- **SHORT PROBLEM**:
Search the data for the word "React" and copy every line where it occurs.

Collected data:
····················

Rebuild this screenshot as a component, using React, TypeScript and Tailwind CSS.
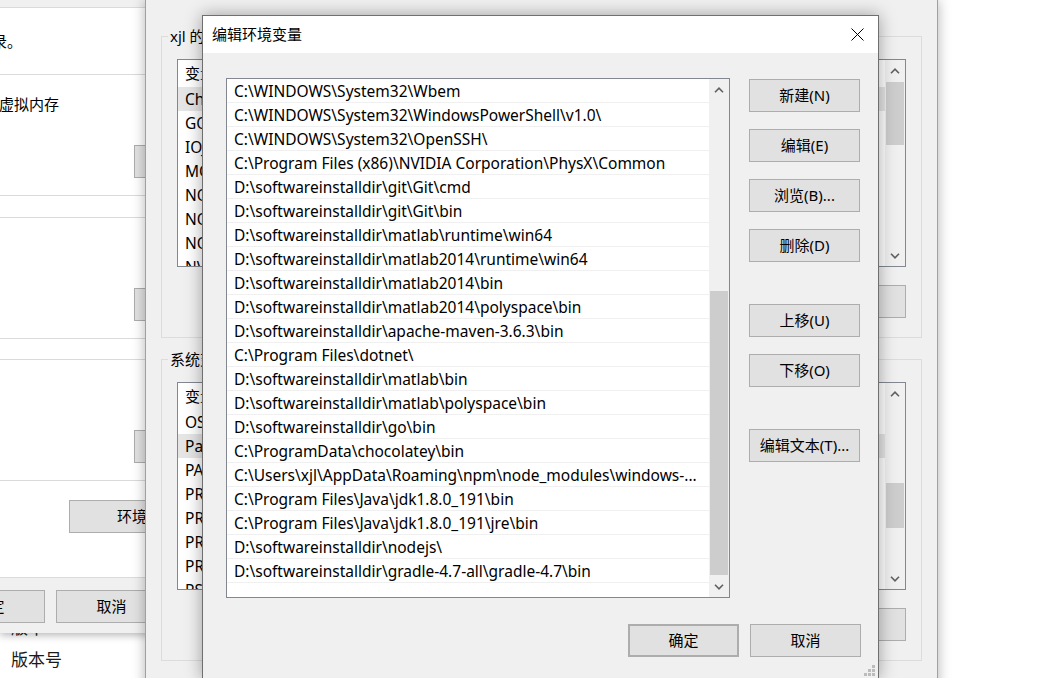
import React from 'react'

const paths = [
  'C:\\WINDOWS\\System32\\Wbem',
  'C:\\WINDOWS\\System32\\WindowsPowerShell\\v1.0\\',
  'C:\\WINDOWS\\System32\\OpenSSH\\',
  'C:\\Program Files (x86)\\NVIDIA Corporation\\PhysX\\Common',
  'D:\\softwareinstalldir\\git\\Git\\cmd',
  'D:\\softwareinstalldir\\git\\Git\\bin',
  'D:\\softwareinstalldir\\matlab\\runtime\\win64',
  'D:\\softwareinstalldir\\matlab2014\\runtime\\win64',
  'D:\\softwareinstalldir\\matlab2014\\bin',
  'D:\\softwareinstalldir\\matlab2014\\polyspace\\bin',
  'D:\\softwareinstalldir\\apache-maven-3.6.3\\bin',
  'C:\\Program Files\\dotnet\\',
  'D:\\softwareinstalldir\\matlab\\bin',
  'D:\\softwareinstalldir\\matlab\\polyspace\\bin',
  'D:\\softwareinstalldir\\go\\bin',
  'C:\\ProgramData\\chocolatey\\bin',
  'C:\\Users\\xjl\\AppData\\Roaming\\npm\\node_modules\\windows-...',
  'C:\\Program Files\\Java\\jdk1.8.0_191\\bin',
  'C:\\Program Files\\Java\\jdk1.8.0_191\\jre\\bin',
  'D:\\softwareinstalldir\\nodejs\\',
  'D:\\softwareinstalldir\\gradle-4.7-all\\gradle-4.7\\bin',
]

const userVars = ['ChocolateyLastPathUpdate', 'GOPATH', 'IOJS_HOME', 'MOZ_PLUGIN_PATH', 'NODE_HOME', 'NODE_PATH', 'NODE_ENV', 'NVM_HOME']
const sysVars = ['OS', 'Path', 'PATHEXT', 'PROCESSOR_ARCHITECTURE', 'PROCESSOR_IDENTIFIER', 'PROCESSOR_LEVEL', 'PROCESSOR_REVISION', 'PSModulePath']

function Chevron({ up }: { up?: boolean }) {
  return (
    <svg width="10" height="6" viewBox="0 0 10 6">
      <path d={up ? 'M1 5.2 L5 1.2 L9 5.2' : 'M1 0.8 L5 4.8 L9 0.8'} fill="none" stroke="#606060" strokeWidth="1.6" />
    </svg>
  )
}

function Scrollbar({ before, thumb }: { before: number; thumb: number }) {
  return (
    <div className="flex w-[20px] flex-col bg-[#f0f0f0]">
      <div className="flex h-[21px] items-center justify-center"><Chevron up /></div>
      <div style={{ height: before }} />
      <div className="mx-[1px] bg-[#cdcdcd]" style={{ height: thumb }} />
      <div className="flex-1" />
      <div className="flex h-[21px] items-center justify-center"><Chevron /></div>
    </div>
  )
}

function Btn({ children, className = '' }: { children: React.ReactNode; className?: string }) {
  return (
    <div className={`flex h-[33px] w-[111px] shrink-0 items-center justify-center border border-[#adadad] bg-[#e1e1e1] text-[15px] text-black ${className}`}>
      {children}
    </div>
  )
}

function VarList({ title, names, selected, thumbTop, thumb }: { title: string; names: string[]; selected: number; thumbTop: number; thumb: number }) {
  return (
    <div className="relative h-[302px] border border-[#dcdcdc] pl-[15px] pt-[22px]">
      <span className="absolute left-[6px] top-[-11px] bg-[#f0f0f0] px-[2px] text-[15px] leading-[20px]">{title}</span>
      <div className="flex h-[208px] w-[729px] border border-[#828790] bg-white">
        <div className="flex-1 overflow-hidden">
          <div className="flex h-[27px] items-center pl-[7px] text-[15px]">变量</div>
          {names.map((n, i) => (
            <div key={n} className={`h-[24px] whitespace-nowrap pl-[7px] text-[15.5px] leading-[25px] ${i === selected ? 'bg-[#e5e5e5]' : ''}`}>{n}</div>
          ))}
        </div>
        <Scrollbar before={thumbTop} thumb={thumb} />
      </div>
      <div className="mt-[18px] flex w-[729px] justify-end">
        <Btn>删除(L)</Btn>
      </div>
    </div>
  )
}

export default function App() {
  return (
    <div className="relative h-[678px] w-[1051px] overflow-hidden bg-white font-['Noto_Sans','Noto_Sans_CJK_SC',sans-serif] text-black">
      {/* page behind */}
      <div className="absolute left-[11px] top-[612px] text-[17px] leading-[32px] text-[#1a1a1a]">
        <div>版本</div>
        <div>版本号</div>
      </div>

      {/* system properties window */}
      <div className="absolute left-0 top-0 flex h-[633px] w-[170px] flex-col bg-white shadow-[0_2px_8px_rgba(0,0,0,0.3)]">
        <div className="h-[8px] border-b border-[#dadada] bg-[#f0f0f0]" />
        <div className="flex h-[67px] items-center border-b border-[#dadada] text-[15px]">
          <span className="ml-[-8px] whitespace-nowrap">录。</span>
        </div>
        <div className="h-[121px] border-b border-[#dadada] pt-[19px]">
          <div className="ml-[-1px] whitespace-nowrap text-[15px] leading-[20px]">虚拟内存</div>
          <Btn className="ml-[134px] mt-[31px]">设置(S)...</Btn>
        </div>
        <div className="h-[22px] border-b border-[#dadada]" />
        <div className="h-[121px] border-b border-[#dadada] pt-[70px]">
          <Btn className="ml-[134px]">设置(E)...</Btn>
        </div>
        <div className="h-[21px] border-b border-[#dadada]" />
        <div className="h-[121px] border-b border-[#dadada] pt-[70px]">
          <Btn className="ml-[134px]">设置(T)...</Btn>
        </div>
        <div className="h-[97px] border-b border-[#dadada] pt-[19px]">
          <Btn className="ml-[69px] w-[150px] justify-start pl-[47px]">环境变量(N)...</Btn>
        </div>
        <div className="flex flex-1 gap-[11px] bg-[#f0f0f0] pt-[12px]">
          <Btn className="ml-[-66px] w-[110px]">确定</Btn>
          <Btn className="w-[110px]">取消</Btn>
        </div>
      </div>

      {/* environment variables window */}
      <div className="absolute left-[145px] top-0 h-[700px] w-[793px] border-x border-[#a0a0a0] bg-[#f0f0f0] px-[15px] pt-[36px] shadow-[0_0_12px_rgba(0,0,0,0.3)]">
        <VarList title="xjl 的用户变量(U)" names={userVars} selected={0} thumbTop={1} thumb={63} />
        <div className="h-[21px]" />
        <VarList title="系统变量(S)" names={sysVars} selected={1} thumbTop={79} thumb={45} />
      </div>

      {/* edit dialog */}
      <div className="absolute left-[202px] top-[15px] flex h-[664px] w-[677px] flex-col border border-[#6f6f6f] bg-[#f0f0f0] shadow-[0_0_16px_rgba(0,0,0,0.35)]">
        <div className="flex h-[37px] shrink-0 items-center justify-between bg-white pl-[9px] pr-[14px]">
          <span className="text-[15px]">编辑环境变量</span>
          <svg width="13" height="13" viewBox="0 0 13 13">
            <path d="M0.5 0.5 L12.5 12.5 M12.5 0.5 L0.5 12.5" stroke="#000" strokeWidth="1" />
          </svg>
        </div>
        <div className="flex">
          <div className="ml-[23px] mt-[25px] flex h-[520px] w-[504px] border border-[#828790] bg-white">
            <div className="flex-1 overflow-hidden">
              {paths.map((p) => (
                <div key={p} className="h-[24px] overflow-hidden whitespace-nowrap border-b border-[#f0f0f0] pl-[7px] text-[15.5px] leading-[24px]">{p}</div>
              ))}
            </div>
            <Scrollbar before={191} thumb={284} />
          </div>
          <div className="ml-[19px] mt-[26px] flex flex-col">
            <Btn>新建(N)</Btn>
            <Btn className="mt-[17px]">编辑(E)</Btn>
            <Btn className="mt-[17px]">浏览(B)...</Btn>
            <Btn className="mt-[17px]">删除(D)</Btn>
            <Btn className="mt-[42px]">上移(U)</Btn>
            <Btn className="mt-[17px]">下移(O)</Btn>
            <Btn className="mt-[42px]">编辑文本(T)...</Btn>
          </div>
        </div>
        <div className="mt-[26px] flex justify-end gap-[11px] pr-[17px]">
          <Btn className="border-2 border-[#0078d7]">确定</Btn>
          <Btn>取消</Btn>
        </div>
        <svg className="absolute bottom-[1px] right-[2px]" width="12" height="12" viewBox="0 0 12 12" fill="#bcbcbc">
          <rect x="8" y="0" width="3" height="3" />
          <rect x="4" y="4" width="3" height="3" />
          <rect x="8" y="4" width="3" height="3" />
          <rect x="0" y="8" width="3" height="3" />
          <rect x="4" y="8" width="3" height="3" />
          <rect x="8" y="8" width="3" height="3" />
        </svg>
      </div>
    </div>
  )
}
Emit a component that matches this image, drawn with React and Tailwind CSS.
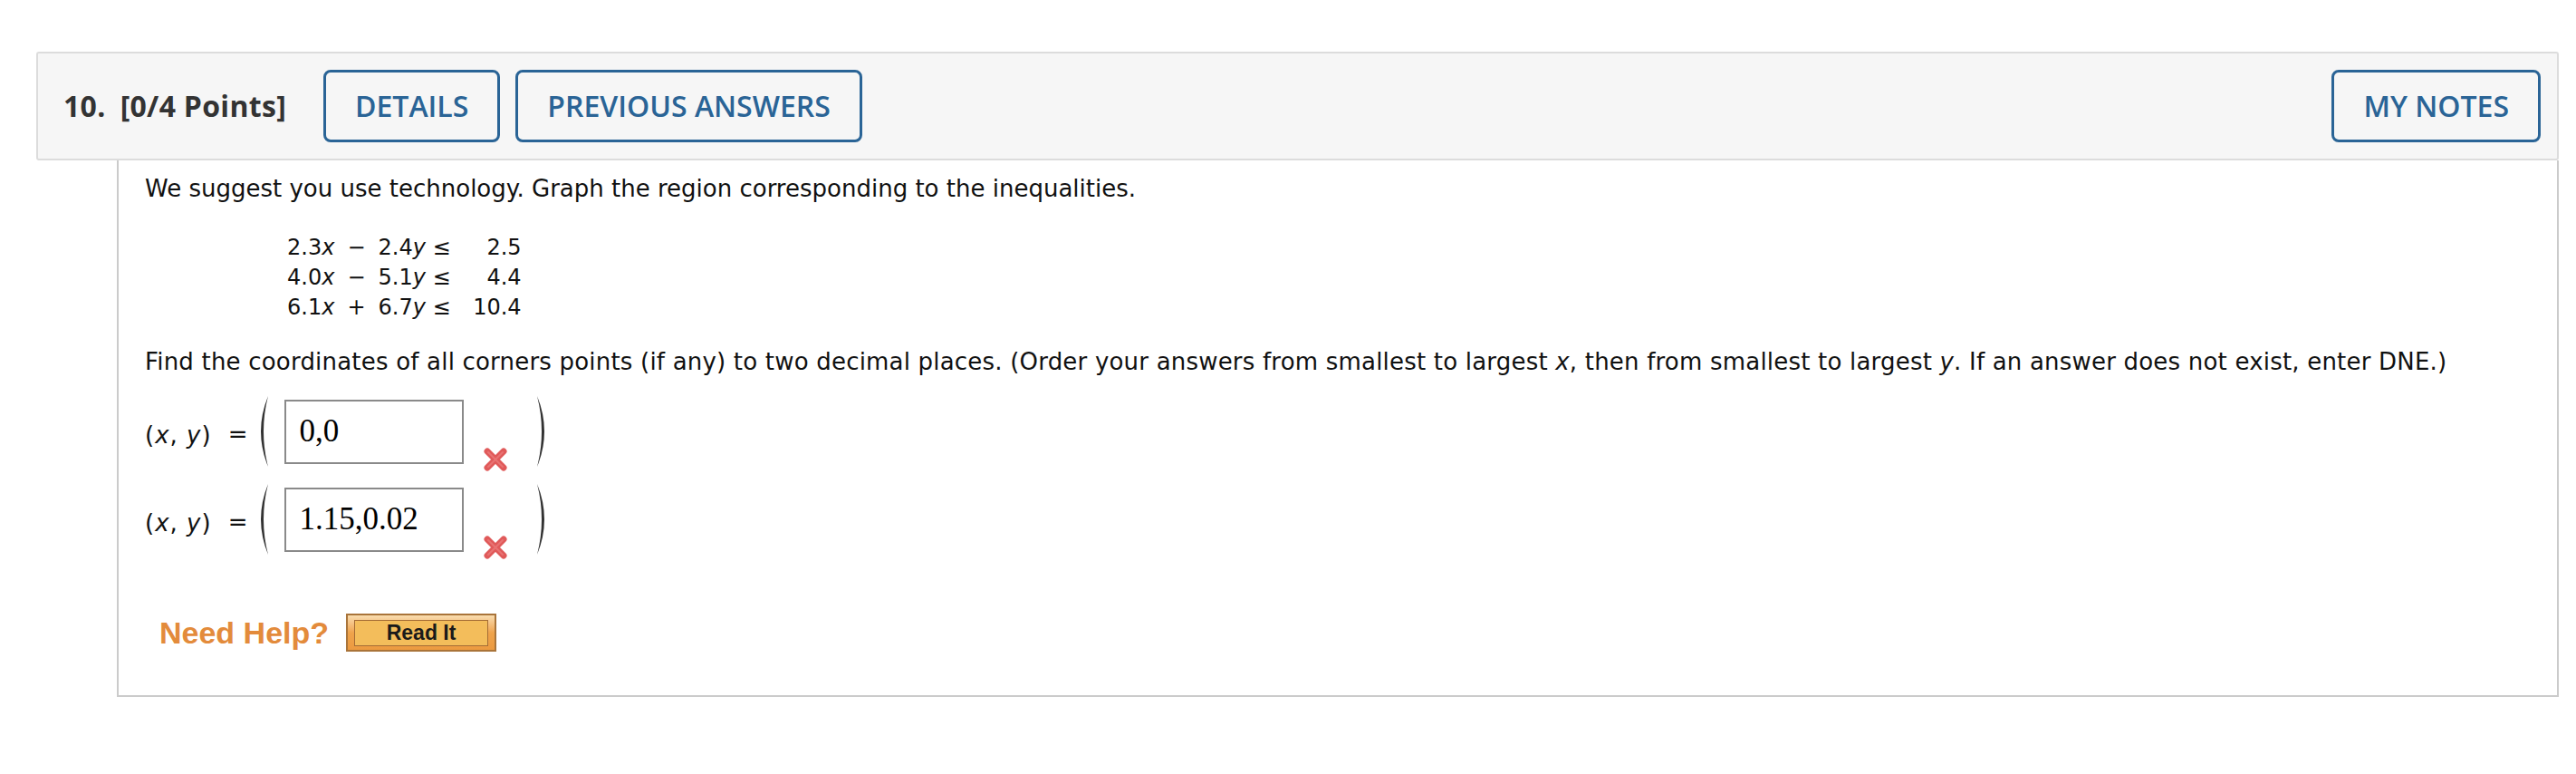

····················

- **SOLUTION TO THIS TASK**:
Rebuild this screenshot as a component, using React, TypeScript and Tailwind CSS.
import React from 'react'
function Btn({ children, className = '' }: { children: React.ReactNode; className?: string }) {
Emit a component that matches this image, drawn with React and Tailwind CSS.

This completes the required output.